● THE PROBLEM:
Copy every line in which the string "React" occurs.
___ DATA SUPPLIED ___
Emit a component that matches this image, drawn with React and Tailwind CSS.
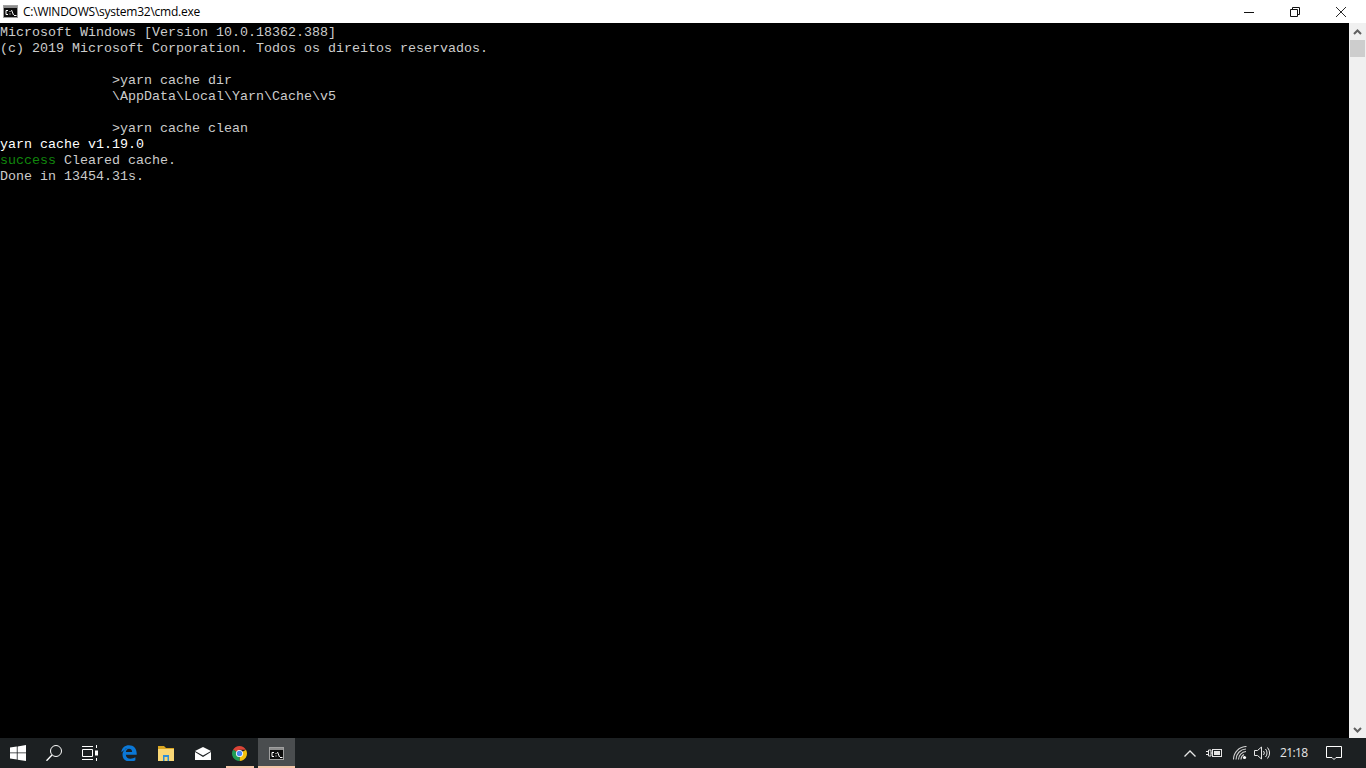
import React from 'react';

const lines = [
  { text: 'Microsoft Windows [Version 10.0.18362.388]' },
  { text: '(c) 2019 Microsoft Corporation. Todos os direitos reservados.' },
  { text: ' ' },
  { text: '              >yarn cache dir' },
  { text: '              \\AppData\\Local\\Yarn\\Cache\\v5' },
  { text: ' ' },
  { text: '              >yarn cache clean' },
  { text: 'yarn cache v1.19.0', bright: true },
  { text: ' Cleared cache.', prefix: 'success' },
  { text: 'Done in 13454.31s.' },
];

function CmdIcon({ className }) {
  return (
    <svg viewBox="0 0 15 13" className={className}>
      <rect x="0.5" y="0.5" width="14" height="12" fill="#0c0c0c" stroke="#a0a0a0" />
      <rect x="1" y="1" width="13" height="2" fill="#8c8c8c" />
      <path d="M5 5.500H3V9.500H5M7 6V7M7 8.500V9.500M8.500 5L10.500 10M11 10.500H13.500" stroke="#fff" fill="none" />
    </svg>
  );
}

function TitleBar() {
  return (
    <div className="flex h-[23px] shrink-0 items-center bg-white">
      <CmdIcon className="ml-[3px] h-[13px] w-[15px]" />
      <span className="ml-[5px] font-['Open_Sans',sans-serif] text-[12px] tracking-[-0.24px] text-black">
        C:\WINDOWS\system32\cmd.exe
      </span>
      <div className="ml-auto mr-[2px] flex h-full">
        <div className="flex w-[46px] items-center justify-center">
          <svg viewBox="0 0 10 10" className="h-[10px] w-[10px]"><path d="M0 5.500H10" stroke="#111" /></svg>
        </div>
        <div className="flex w-[46px] items-center justify-center">
          <svg viewBox="0 0 10 10" className="h-[10px] w-[10px]"><path d="M.5 2.500H7.500V9.500H.5ZM2.500 2.500V.5H9.500V7.500H7.500" stroke="#111" fill="none" /></svg>
        </div>
        <div className="flex w-[46px] items-center justify-center">
          <svg viewBox="0 0 10 10" className="h-[10px] w-[10px]"><path d="M0 0L10 10M10 0L0 10" stroke="#111" strokeWidth="0.9" /></svg>
        </div>
      </div>
    </div>
  );
}

function Scrollbar() {
  return (
    <div className="flex w-[17px] shrink-0 flex-col bg-[#f0f0f0]">
      <div className="flex h-[17px] items-center justify-center">
        <svg viewBox="0 0 9 6" className="h-[6px] w-[9px]"><path d="M1 5L4.500 1.500L8 5" stroke="#606060" strokeWidth="2" fill="none" /></svg>
      </div>
      <div className="mx-px h-[17px] bg-[#cdcdcd]" />
      <div className="mt-auto flex h-[17px] items-center justify-center">
        <svg viewBox="0 0 9 6" className="h-[6px] w-[9px]"><path d="M1 1L4.500 4.500L8 1" stroke="#606060" strokeWidth="2" fill="none" /></svg>
      </div>
    </div>
  );
}

function Console() {
  return (
    <div className="min-w-0 flex-1 bg-black pt-[2px] font-['Liberation_Mono',monospace] text-[13.33px] leading-4 text-[#cccccc]">
      {lines.map((line, i) => (
        <div key={i} className={`h-4 whitespace-pre ${line.bright ? 'text-white' : ''}`}>
          {line.prefix && <span className="text-[#11870d]">{line.prefix}</span>}
          {line.text}
        </div>
      ))}
    </div>
  );
}

function Edge() {
  return (
    <svg viewBox="0 0 16 16" className="h-[16px] w-[16px]">
      <path
        d="M.3 7.200C.8 2.800 4 .2 8 .2c4.700 0 7.700 3.300 7.700 8.400v1.200H4.800c.2 2.600 2.200 3.900 4.600 3.900 2 0 3.500-.5 5-1.400v3c-1.500.8-3.300 1.300-5.500 1.300-4.300 0-7.400-2.700-7.400-6.900 0-1.700.6-3.200 1.800-4.500C4 3.700 5.500 3 7 3 5 3.600 3.300 5.100 .3 7.200ZM4.900 6.900h6.200C11 4.900 9.900 3.700 8 3.700c-1.700 0-2.900 1.300-3.100 3.200Z"
        fill="#0b78d7"
        fillRule="evenodd"
      />
    </svg>
  );
}

function Folder() {
  return (
    <svg viewBox="0 0 16 16" className="h-[16px] w-[16px]">
      <path d="M0 1H6L8 3H16V6H0Z" fill="#d9a521" />
      <rect x="0" y="4" width="16" height="12" fill="#f9d776" />
      <path d="M5 10H11V16H9.500V12H6.500V16H5Z" fill="#2f8fd8" />
    </svg>
  );
}

function Chrome() {
  return (
    <svg viewBox="0 0 16 16" className="h-[15px] w-[15px]">
      <path d="M8 8L1.100 4A8 8 0 0 1 14.900 4H8Z" fill="#dc4437" />
      <path d="M8 8L14.900 4A8 8 0 0 1 8 16Z" fill="#f4c20d" />
      <path d="M8 8V16A8 8 0 0 1 1.100 4Z" fill="#1f9d55" />
      <circle cx="8" cy="8" r="3.800" fill="#fff" />
      <circle cx="8" cy="8" r="2.900" fill="#4a8af4" />
    </svg>
  );
}

function TaskButton({ children, className = '', width = 'w-[37px]' }) {
  return <div className={`flex h-full shrink-0 items-center justify-center ${width} ${className}`}>{children}</div>;
}

function Taskbar() {
  return (
    <div className="flex h-[30px] shrink-0 bg-[#1c2022] text-white">
      <TaskButton width="w-9">
        <svg viewBox="0 0 16 16" className="h-4 w-4" fill="#fff">
          <path d="M0 2.500L6.800 1.500V7.500H0ZM7.600 1.400L16 0V7.500H7.600ZM0 8.300H6.800V14.500L0 13.500ZM7.600 8.300H16V16L7.600 14.700Z" />
        </svg>
      </TaskButton>
      <TaskButton width="w-9">
        <svg viewBox="0 0 16 16" className="h-4 w-4" fill="none" stroke="#fff">
          <circle cx="10" cy="6" r="5.500" />
          <path d="M6 10L.5 15.800" strokeWidth="1.300" />
        </svg>
      </TaskButton>
      <TaskButton width="w-9">
        <svg viewBox="0 0 16 16" className="h-4 w-4" fill="none" stroke="#fff">
          <path d="M0 1.500H11M0 14.500H11M.5 4.500H10.500V11.500H.5ZM14.500 0V3M14.500 13V16" />
          <rect x="13" y="5.500" width="3" height="5" fill="#fff" stroke="none" />
        </svg>
      </TaskButton>
      <TaskButton className="ml-[2px]"><Edge /></TaskButton>
      <TaskButton><Folder /></TaskButton>
      <TaskButton>
        <svg viewBox="0 0 16 13" className="h-[13px] w-4">
          <path d="M0 4L8 0L16 4L8 8.500Z" fill="#fff" />
          <path d="M0 5L8 10L16 5V13H0Z" fill="#fff" />
        </svg>
      </TaskButton>
      <TaskButton className="relative">
        <Chrome />
        <div className="absolute bottom-0 left-[5px] right-[4px] h-[2px] bg-[#f5c6a8]" />
      </TaskButton>
      <TaskButton className="relative bg-[#4a4d4f]">
        <CmdIcon className="h-[13px] w-[15px]" />
        <div className="absolute inset-x-0 bottom-0 h-[2px] bg-[#f5c6a8]" />
      </TaskButton>

      <div className="ml-auto flex h-full items-center">
        <svg viewBox="0 0 12 7" className="h-[7px] w-[12px]" fill="none" stroke="#e6e6e6" strokeWidth="1.300"><path d="M.5 6.500L6 1L11.500 6.500" /></svg>
        <svg viewBox="0 0 16 12" className="ml-[10px] h-[12px] w-4" fill="none" stroke="#e6e6e6">
          <path d="M0 4.500H2M0 7.500H2M2.500 3V9H5V3ZM5 6H6.500" />
          <rect x="6.500" y="2.500" width="9" height="7" />
          <rect x="8" y="4" width="6" height="4" fill="#e6e6e6" stroke="none" />
        </svg>
        <svg viewBox="0 0 14 14" className="ml-[11px] h-[14px] w-[14px]" fill="none" stroke="#d0d0d0" strokeWidth="1.100">
          <path d="M.5 13.500A13 13 0 0 1 13.500 .5M3 13.500A10.500 10.500 0 0 1 13 3M5.500 13.500A8 8 0 0 1 13 5.500M8 13.500A5.500 5.500 0 0 1 11 8.500" />
          <circle cx="11.500" cy="11.500" r="1.600" fill="#fff" stroke="none" />
        </svg>
        <svg viewBox="0 0 16 14" className="ml-[7px] h-[14px] w-4" fill="none" stroke="#e6e6e6">
          <path d="M.5 4.500H3.500L7.500 1V13L3.500 9.500H.5Z" />
          <path d="M9.500 5A3 3 0 0 1 9.500 9M11.500 3A6 6 0 0 1 11.500 11M13.500 1.500A9 9 0 0 1 13.500 12.500" />
        </svg>
        <span className="ml-[10px] w-[27px] whitespace-nowrap font-['Open_Sans',sans-serif] text-[12px] tracking-[-0.6px] text-[#e6e6e6]">21:18</span>
        <div className="ml-[6px] mr-3 flex h-full w-[41px] items-center justify-center">
          <svg viewBox="0 0 16 16" className="h-4 w-4" fill="none" stroke="#fff">
            <path d="M.5 1.500H15.500V12.500H10L8 14.500L6 12.500H.5Z" />
          </svg>
        </div>
      </div>
    </div>
  );
}

export default function App() {
  return (
    <div className="flex h-screen w-full flex-col overflow-hidden bg-black">
      <TitleBar />
      <div className="flex min-h-0 flex-1">
        <Console />
        <Scrollbar />
      </div>
      <Taskbar />
    </div>
  );
}
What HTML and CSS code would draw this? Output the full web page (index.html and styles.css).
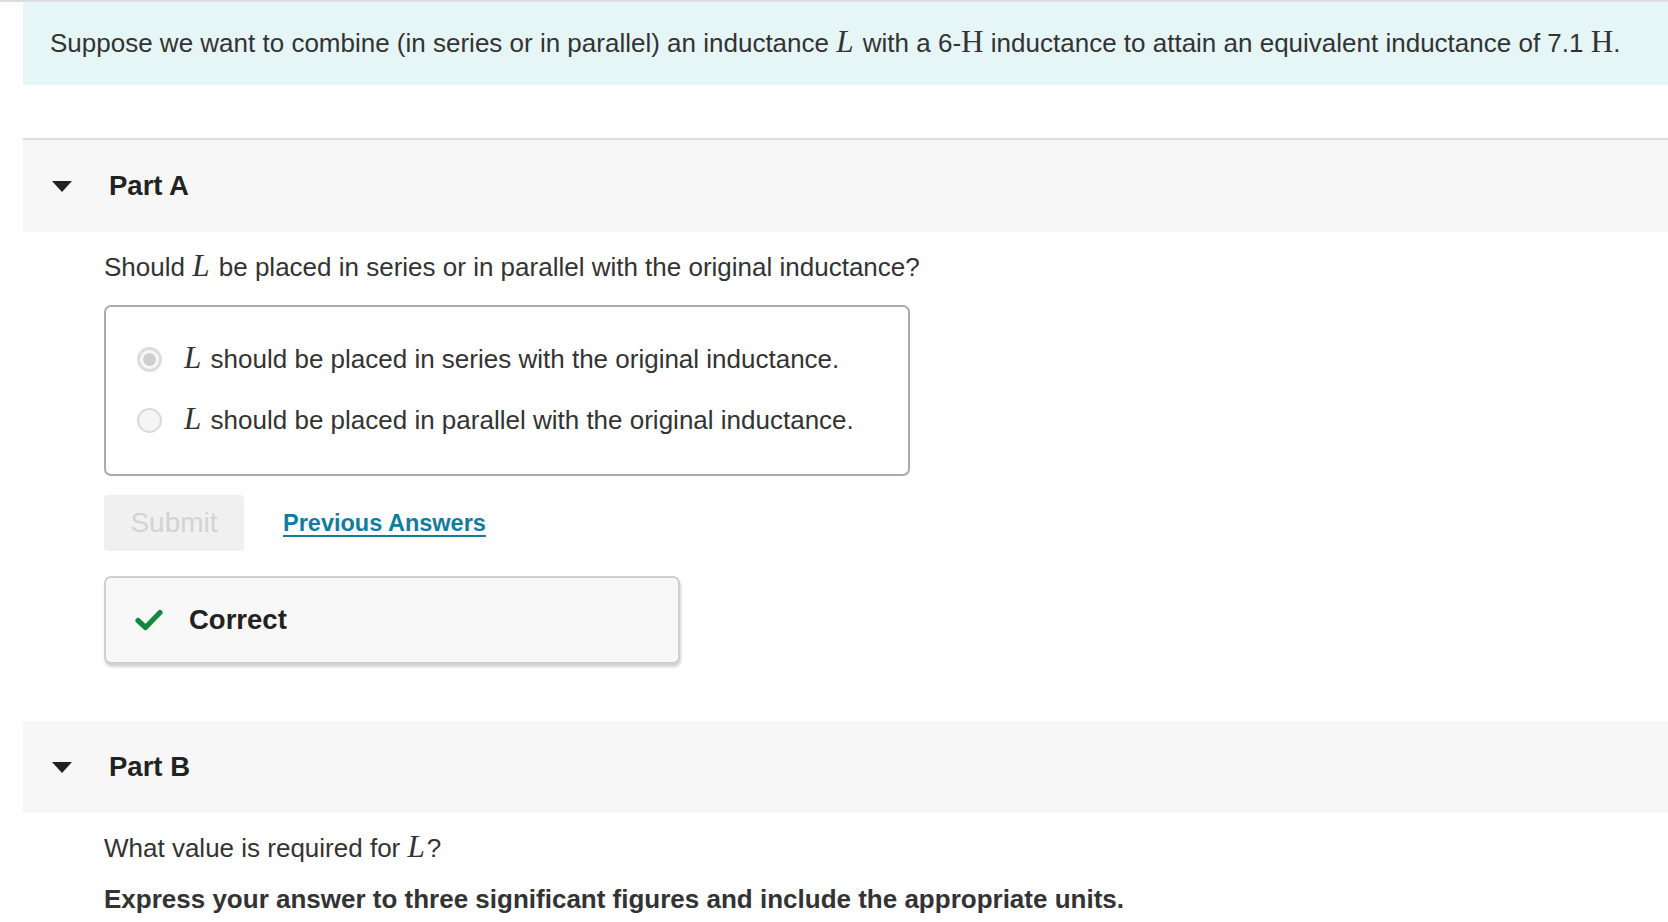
FILE: index.html
```html
<!DOCTYPE html>
<html>
<head>
<meta charset="utf-8">
<link rel="stylesheet" href="styles.css">
</head>
<body>
<div class="topline"></div>
<div class="page">
  <div class="intro">Suppose we want to combine (in series or in parallel) an inductance <span class="mi">L</span> with a 6-<span class="mn">H</span> inductance to attain an equivalent inductance of 7.1 <span class="mn">H</span>.</div>

  <section class="part part-a">
    <div class="part-head"><span class="caret"></span><span class="part-title">Part A</span></div>
    <div class="part-body">
      <p class="question">Should <span class="mi">L</span> be placed in series or in parallel with the original inductance?</p>
      <div class="options">
        <div class="option"><span class="radio checked"><span class="dot"></span></span><span class="opt-label"><span class="mi">L</span> should be placed in series with the original inductance.</span></div>
        <div class="option"><span class="radio"></span><span class="opt-label"><span class="mi">L</span> should be placed in parallel with the original inductance.</span></div>
      </div>
      <div class="actions">
        <button class="submit" disabled>Submit</button>
        <a class="prev" href="#">Previous Answers</a>
      </div>
      <div class="feedback">
        <svg class="check" width="28" height="22" viewBox="0 0 28 22"><path d="M3 11.5 L10.5 18.5 L25 3.5" fill="none" stroke="#16873f" stroke-width="5.2" stroke-linecap="round" stroke-linejoin="round"/></svg>
        <span class="fb-text">Correct</span>
      </div>
    </div>
  </section>

  <section class="part part-b">
    <div class="part-head"><span class="caret"></span><span class="part-title">Part B</span></div>
    <div class="part-body">
      <p class="question">What value is required for <span class="mi">L</span>?</p>
      <p class="instr">Express your answer to three significant figures and include the appropriate units.</p>
    </div>
  </section>
</div>
</body>
</html>
```

FILE: styles.css
```css
html, body {
  margin: 0;
  padding: 0;
  background: #ffffff;
}
body {
  font-family: "Liberation Sans", Arial, Helvetica, sans-serif;
  font-size: 26px;
  color: #333333;
}
.topline {
  height: 2px;
  background: #dcdcdc;
}
.page {
  padding-left: 23px;
}
.intro {
  box-sizing: border-box;
  height: 83px;
  background: #e6f6f7;
  padding: 26px 27px 0 27px;
  line-height: 31px;
  white-space: nowrap;
}
.mi {
  font-family: "Liberation Serif", "Times New Roman", serif;
  font-style: italic;
  font-size: 1.2em;
  line-height: 0;
  padding-right: 2px;
}
.mn {
  font-family: "Liberation Serif", "Times New Roman", serif;
  font-size: 1.2em;
  line-height: 0;
}
.part-a {
  margin-top: 53px;
  border-top: 2px solid #dcdcdc;
}
.part-head {
  background: #f7f7f7;
  height: 92px;
  display: flex;
  align-items: center;
}
.caret {
  width: 0;
  height: 0;
  border-left: 10.5px solid transparent;
  border-right: 10.5px solid transparent;
  border-top: 11px solid #222222;
  margin-left: 29px;
  margin-right: 37px;
}
.part-title {
  font-weight: bold;
  font-size: 27.5px;
  color: #222222;
}
.part-body {
  padding-left: 81px;
}
.question {
  margin: 19px 0 0 0;
  line-height: 32px;
  height: 32px;
}
.options {
  margin-top: 22px;
  width: 802px;
  border: 2px solid #ababab;
  border-radius: 7px;
  padding: 32px 0 34px 0;
  display: flex;
  flex-direction: column;
  gap: 21px;
}
.option {
  display: flex;
  align-items: center;
  height: 40px;
  padding-left: 31px;
}
.radio {
  box-sizing: border-box;
  width: 25px;
  height: 25px;
  border-radius: 50%;
  border: 2px solid #dadada;
  background: #f5f5f5;
  display: flex;
  align-items: center;
  justify-content: center;
  margin-right: 22px;
}
.radio.checked {
  border: 3px solid #dcdcdc;
  background: #f7f7f7;
}
.radio .dot {
  width: 13px;
  height: 13px;
  border-radius: 50%;
  background: #cfcfcf;
}
.actions {
  margin-top: 19px;
  display: flex;
  align-items: center;
  gap: 39px;
}
.submit {
  width: 140px;
  height: 56px;
  border: none;
  border-radius: 4px;
  background: #f0f0f0;
  color: #d3d3d3;
  font-family: "Liberation Sans", Arial, Helvetica, sans-serif;
  font-size: 28px;
  padding: 0;
}
.prev {
  color: #137b9e;
  font-weight: bold;
  font-size: 23.5px;
  text-decoration: underline;
  text-decoration-thickness: 2px;
  text-underline-offset: 4px;
}
.feedback {
  box-sizing: border-box;
  margin-top: 25px;
  width: 576px;
  height: 88px;
  border: 2px solid #cfcfcf;
  border-radius: 7px;
  background: #f8f8f8;
  box-shadow: 1px 3px 3px rgba(0,0,0,0.18);
  display: flex;
  align-items: center;
  padding-left: 29px;
  gap: 26px;
}
.check {
  display: block;
}
.fb-text {
  font-weight: bold;
  font-size: 27.5px;
  color: #222222;
}
.part-b {
  margin-top: 57px;
}
.instr {
  margin: 19px 0 0 0;
  line-height: 32px;
  font-weight: bold;
}
```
___
● CORRECT OUTPUT:
Emit a component that matches this image, drawn with React and Tailwind CSS.
import React from 'react';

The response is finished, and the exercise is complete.